Is WD Black WD1002FAEX a good choice? or are there any better options in the same price range?


----------



## Jetster (Nov 13, 2013)

The Seagate Barracuda 7200.14 are faster then WD blacks. The 1 tb is the fastest. Check Toms charts


----------



## puma99dk| (Nov 13, 2013)

it should be a solid choice, it's a WD drive, and i am all crazy about them, even look at my Computer Specs 

some have had faulty Black drives and yes it's a performance drive so it happens, but it does to every hdd out there at some point.

u can read about the Black @ newegg: Western Digital WD Black WD1002FAEX 1TB 7200 RPM 6...

i have brought some new drives myself in the past few years of WD only and they haven't failed on me yet, and i use them for storage and gaming meaning daily read and write.

in the past 31days i have had over 4TB in a mix of read and write of not more bcs my pc is on 24-7.


----------



## silapakorn (Nov 13, 2013)

Segate's new SSHD hybrid drive (light green) looks promising for gaming alone.












Comparing to WD Black it is a little bit faster, cooler, quieter, and most importantly, cheaper.
The only downside is that SSHD has 3 years warranty, while WD Black has 5.


----------



## Jetster (Nov 13, 2013)

Its $60 shipped after promo code EMCWWXN36

Seagate Barracuda ST1000DM003 1TB 7200 RPM 64MB Ca...

Get two and raid them


----------



## puma99dk| (Nov 13, 2013)

silapakorn hybriddisk and Intel SmartCaching is like taking the files that are in use the most and transfers them to the SSD for faster access which in my eyes a bollocks bcs then i rather want to use a real SSD or a real HDD.

and what Jetster says raid also gives better speeds ^^


----------



## sp_1417 (Nov 13, 2013)

Jetster said:


> Its $60 shipped after promo code EMCWWXN36
> 
> Seagate Barracuda ST1000DM003 1TB 7200 RPM 64MB Ca...
> 
> Get two and raid them



Guys I am from India.So I can't purchase from newegg or amazon


----------



## puma99dk| (Nov 13, 2013)

sp_1417 said:


> Guys I am from India.So I can't purchase from newegg or amazon



mine was for user reviews ^^


----------



## sp_1417 (Nov 13, 2013)

silapakorn said:


> Segate's new SSHD hybrid drive (light green) looks promising for gaming alone.
> 
> http://techreport.com/r.x/seagate-desktop-sshd/time-load-duke.gif
> 
> ...



are u speaking of this *ST1000DX001* model ?


----------



## HammerON (Nov 13, 2013)

sp_1417 said:


> Guys I am from India.So I can't purchase from newegg or amazon



Where do you shop then since you live in India?
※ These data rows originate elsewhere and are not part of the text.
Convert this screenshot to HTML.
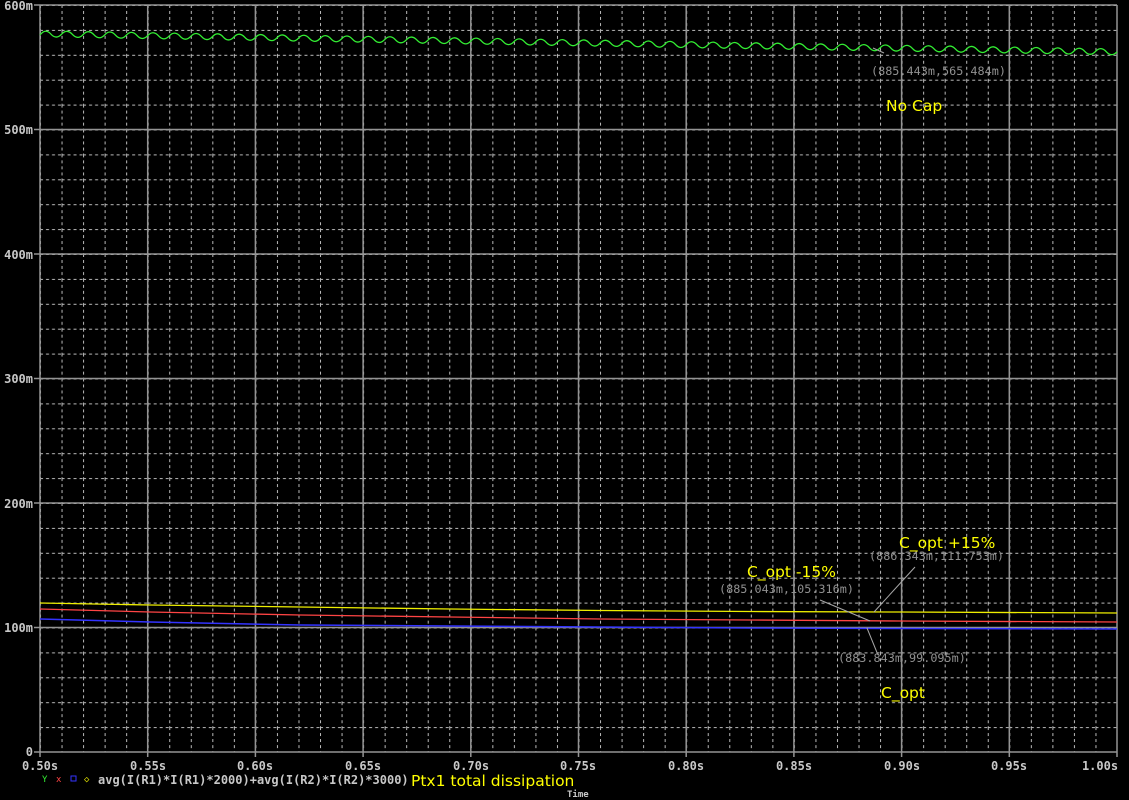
<!DOCTYPE html>
<html><head><meta charset="utf-8"><style>
html,body{margin:0;padding:0;background:#000;width:1129px;height:800px;overflow:hidden}
svg{display:block}
.ax{font-family:"DejaVu Sans Mono","Liberation Mono",monospace;font-size:12px;font-weight:bold;fill:#c8c8c8}
.an{font-family:"DejaVu Sans Mono","Liberation Mono",monospace;font-size:11.8px;fill:#909090}
.yl{font-family:"DejaVu Sans","Liberation Sans",sans-serif;font-size:15.5px;fill:#ffff00}
</style></head><body>
<svg width="1129" height="800" viewBox="0 0 1129 800">
<defs>
<pattern id="g" x="40" y="5" width="21.54" height="24.9" patternUnits="userSpaceOnUse">
<line x1="0.5" y1="0" x2="0.5" y2="24.9" stroke="#bbbbbb" stroke-width="1" stroke-dasharray="3,3"/>
<line x1="0" y1="0.5" x2="21.54" y2="0.5" stroke="#bbbbbb" stroke-width="1" stroke-dasharray="3,3"/>
</pattern>
</defs>
<rect x="40" y="5" width="1077" height="747" fill="url(#g)"/>
<g stroke="#949494" stroke-width="1.5">
<line x1="40" y1="5" x2="1117" y2="5"/>
<line x1="40" y1="129.5" x2="1117" y2="129.5"/>
<line x1="40" y1="254" x2="1117" y2="254"/>
<line x1="40" y1="378.5" x2="1117" y2="378.5"/>
<line x1="40" y1="503" x2="1117" y2="503"/>
<line x1="40" y1="627.5" x2="1117" y2="627.5"/>
<line x1="34" y1="752" x2="1117" y2="752"/>
<line x1="34" y1="5" x2="40" y2="5"/><line x1="34" y1="129.5" x2="40" y2="129.5"/><line x1="34" y1="254" x2="40" y2="254"/><line x1="34" y1="378.5" x2="40" y2="378.5"/><line x1="34" y1="503" x2="40" y2="503"/><line x1="34" y1="627.5" x2="40" y2="627.5"/>
<line x1="40" y1="5" x2="40" y2="757"/>
<line x1="147.7" y1="5" x2="147.7" y2="757"/>
<line x1="255.4" y1="5" x2="255.4" y2="757"/>
<line x1="363.1" y1="5" x2="363.1" y2="757"/>
<line x1="470.8" y1="5" x2="470.8" y2="757"/>
<line x1="578.5" y1="5" x2="578.5" y2="757"/>
<line x1="686.2" y1="5" x2="686.2" y2="757"/>
<line x1="793.9" y1="5" x2="793.9" y2="757"/>
<line x1="901.6" y1="5" x2="901.6" y2="757"/>
<line x1="1009.3" y1="5" x2="1009.3" y2="757"/>
<line x1="1117" y1="5" x2="1117" y2="757"/>
</g>
<g class="ax" text-anchor="end">
<text x="33" y="10">600m</text><text x="33" y="134">500m</text><text x="33" y="259">400m</text><text x="33" y="383">300m</text><text x="33" y="508">200m</text><text x="33" y="632">100m</text><text x="33" y="756">0</text>
</g>
<g class="ax" text-anchor="middle">
<text x="40" y="770">0.50s</text><text x="148" y="770">0.55s</text><text x="255" y="770">0.60s</text><text x="363" y="770">0.65s</text><text x="471" y="770">0.70s</text><text x="578" y="770">0.75s</text><text x="686" y="770">0.80s</text><text x="794" y="770">0.85s</text><text x="902" y="770">0.90s</text><text x="1009" y="770">0.95s</text><text x="1100" y="770">1.00s</text>
</g>
<path d="M40,35 q5.4,-7 10.8,-1 t10.77,0.18 t10.77,0.18 t10.77,0.18 t10.77,0.18 t10.77,0.18 t10.77,0.18 t10.77,0.18 t10.77,0.18 t10.77,0.18 t10.77,0.18 t10.77,0.18 t10.77,0.18 t10.77,0.18 t10.77,0.18 t10.77,0.18 t10.77,0.18 t10.77,0.18 t10.77,0.18 t10.77,0.18 t10.77,0.18 t10.77,0.18 t10.77,0.18 t10.77,0.18 t10.77,0.18 t10.77,0.18 t10.77,0.18 t10.77,0.18 t10.77,0.18 t10.77,0.18 t10.77,0.18 t10.77,0.18 t10.77,0.18 t10.77,0.18 t10.77,0.18 t10.77,0.18 t10.77,0.18 t10.77,0.18 t10.77,0.18 t10.77,0.18 t10.77,0.18 t10.77,0.18 t10.77,0.18 t10.77,0.18 t10.77,0.18 t10.77,0.18 t10.77,0.18 t10.77,0.18 t10.77,0.18 t10.77,0.18 t10.77,0.18 t10.77,0.18 t10.77,0.18 t10.77,0.18 t10.77,0.18 t10.77,0.18 t10.77,0.18 t10.77,0.18 t10.77,0.18 t10.77,0.18 t10.77,0.18 t10.77,0.18 t10.77,0.18 t10.77,0.18 t10.77,0.18 t10.77,0.18 t10.77,0.18 t10.77,0.18 t10.77,0.18 t10.77,0.18 t10.77,0.18 t10.77,0.18 t10.77,0.18 t10.77,0.18 t10.77,0.18 t10.77,0.18 t10.77,0.18 t10.77,0.18 t10.77,0.18 t10.77,0.18 t10.77,0.18 t10.77,0.18 t10.77,0.18 t10.77,0.18 t10.77,0.18 t10.77,0.18 t10.77,0.18 t10.77,0.18 t10.77,0.18 t10.77,0.18 t10.77,0.18 t10.77,0.18 t10.77,0.18 t10.77,0.18 t10.77,0.18 t10.77,0.18 t10.77,0.18 t10.77,0.18 t10.77,0.18 t10.77,0.18" fill="none" stroke="#33ee33" stroke-width="1.3"/>
<polyline points="40,603 150,605 300,607 450,609 600,610.5 750,611.5 900,612 1117,613" fill="none" stroke="#eeee00" stroke-width="1.3"/>
<polyline points="40,609 150,612 300,615 450,617 600,619 750,620 900,621 1117,622" fill="none" stroke="#ff4444" stroke-width="1.3"/>
<polyline points="40,619 150,622 300,625 450,626 600,627 750,628 900,628.5 1117,629" fill="none" stroke="#3333ff" stroke-width="1.5"/>
<g stroke="#a8a8a8" stroke-width="1">
<line x1="915" y1="567" x2="874" y2="612"/>
<line x1="820" y1="600" x2="870" y2="621"/>
<line x1="867" y1="628" x2="878" y2="655"/>
<line x1="873" y1="48" x2="884" y2="53"/>
</g>
<g class="an">
<text x="871" y="75">(885.443m,565.484m)</text>
<text x="869" y="560">(886.343m,111.753m)</text>
<text x="719" y="593">(885.043m,105.316m)</text>
<text x="838" y="662">(883.843m,99.095m)</text>
</g>
<g class="yl">
<text x="886" y="111">No Cap</text>
<text x="899" y="548">C_opt +15%</text>
<text x="747" y="577">C_opt -15%</text>
<text x="881" y="698">C_opt</text>
</g>
<g font-family="DejaVu Sans Mono,Liberation Mono,monospace" font-size="9">
<text x="42" y="782" fill="#33ee33">Y</text>
<text x="56" y="782" fill="#ff4444">x</text>
<rect x="71" y="776" width="5" height="5" fill="none" stroke="#3333ff"/>
<text x="84" y="782" fill="#eeee00">◇</text>
</g>
<text x="98" y="784" class="ax">avg(I(R1)*I(R1)*2000)+avg(I(R2)*I(R2)*3000)</text>
<text x="411" y="786" class="yl">Ptx1 total dissipation</text>
<text x="567" y="797" font-family="DejaVu Sans Mono,monospace" font-size="9" font-weight="bold" fill="#c8c8c8">Time</text>
</svg>
</body></html>
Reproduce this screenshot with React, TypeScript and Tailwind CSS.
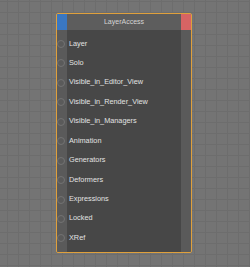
const ports = [
  "Layer",
  "Solo",
  "Visible_in_Editor_View",
  "Visible_in_Render_View",
  "Visible_in_Managers",
  "Animation",
  "Generators",
  "Deformers",
  "Expressions",
  "Locked",
  "XRef",
];

export default function App() {
  return (
    <div
      className="w-[250px] h-[267px] bg-[#747474] pl-[56px] pt-[13px] overflow-hidden"
      style={{
        backgroundImage:
          "linear-gradient(to right, #6d6d6d 1px, transparent 1px), linear-gradient(to bottom, #6d6d6d 1px, transparent 1px)",
        backgroundSize: "11px 11px",
        backgroundPosition: "7px 1px",
        fontFamily: '"Liberation Sans", Arial, sans-serif',
      }}
    >
      <div className="w-[136px] h-[240px] border border-[#dfa03c] rounded-[2px] flex flex-col overflow-hidden">
        {/* header */}
        <div className="flex h-[16px] shrink-0">
          <div className="w-[10px] bg-[#3a77c1]" />
          <div className="flex-1 bg-[#5d5d5d] flex items-center justify-center text-[7px] text-[#d4d4d4]">
            LayerAccess
          </div>
          <div className="w-[10px] bg-[#d76464]" />
        </div>
        {/* body */}
        <div className="flex flex-1">
          <div className="w-[10px] bg-[#5a5a5a] flex flex-col pt-[4.3px]">
            {ports.map((p) => (
              <div key={p} className="h-[19.45px] flex items-center">
                <div className="w-[8px] h-[8px] rounded-full border border-[#727272]" />
              </div>
            ))}
          </div>
          <div className="flex-1 bg-[#474747] flex flex-col pt-[4.3px] pl-[2px]">
            {ports.map((p) => (
              <div
                key={p}
                className="h-[19.45px] flex items-center text-[7.3px] text-[#e2e2e2] whitespace-nowrap"
              >
                {p}
              </div>
            ))}
          </div>
          <div className="w-[10px] bg-[#5a5a5a]" />
        </div>
      </div>
    </div>
  );
}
Local dealer, website...


----------



## sp_1417 (Nov 13, 2013)

HammerON said:


> Where do you shop then since you live in India? Local dealer, website...



local dealer or online(flipkart.com,snapdeal.com,croma.com and few other websites)


----------



## Jetster (Nov 13, 2013)

Put your location in your user details


----------



## Aquinus (Nov 13, 2013)

The RE4 drives are enterprise level SATA drives, as far as reliability, you can't go wrong with an RE4. They also tend to pump out 130MB/s per drive.


----------



## Deleted member 24505 (Nov 13, 2013)

Fourstaff said:


> Consider Seagate Momentus. I can't remember off the top of my head which drive is which, but get the Black, its the fastest. The larger the drive the faster it is



I'm using a 2.5" Seagate Momentus, and see no downside. It is quieter than a 3.5" and load times are still fine. The only game on my SSD is BF4.


----------



## sp_1417 (Nov 16, 2013)

Guys, I have purchased WD1002FAEX.But seeing no improvement in boot speed compared to the older seagate 1tb HDD. Also windows experience index is only 5.9 for HDD(same as older HDD).
Any ideas for this slow rating/performance ?


----------



## Dent1 (Nov 16, 2013)

sp_1417 said:


> Guys, I have purchased WD1002FAEX.But seeing no improvement in boot speed compared to the older seagate 1tb HDD. Also windows experience index is only 5.9 for HDD(same as older HDD).
> Any ideas for this slow rating/performance ?



Most mechanical drives average, minimum and maximum read/write and latency are about the same. The truth is you're always better off getting the cheapest brand with the most capacity. The only way to get more performance is via RAID which is inefficient or an SSD.

Also windows experience index doesn't mean anything.

I know this wasn't the answer you wanted to hear.


----------



## Aquinus (Nov 16, 2013)

sp_1417 said:


> Guys, I have purchased WD1002FAEX.But seeing no improvement in boot speed compared to the older seagate 1tb HDD. Also windows experience index is only 5.9 for HDD(same as older HDD).
> Any ideas for this slow rating/performance ?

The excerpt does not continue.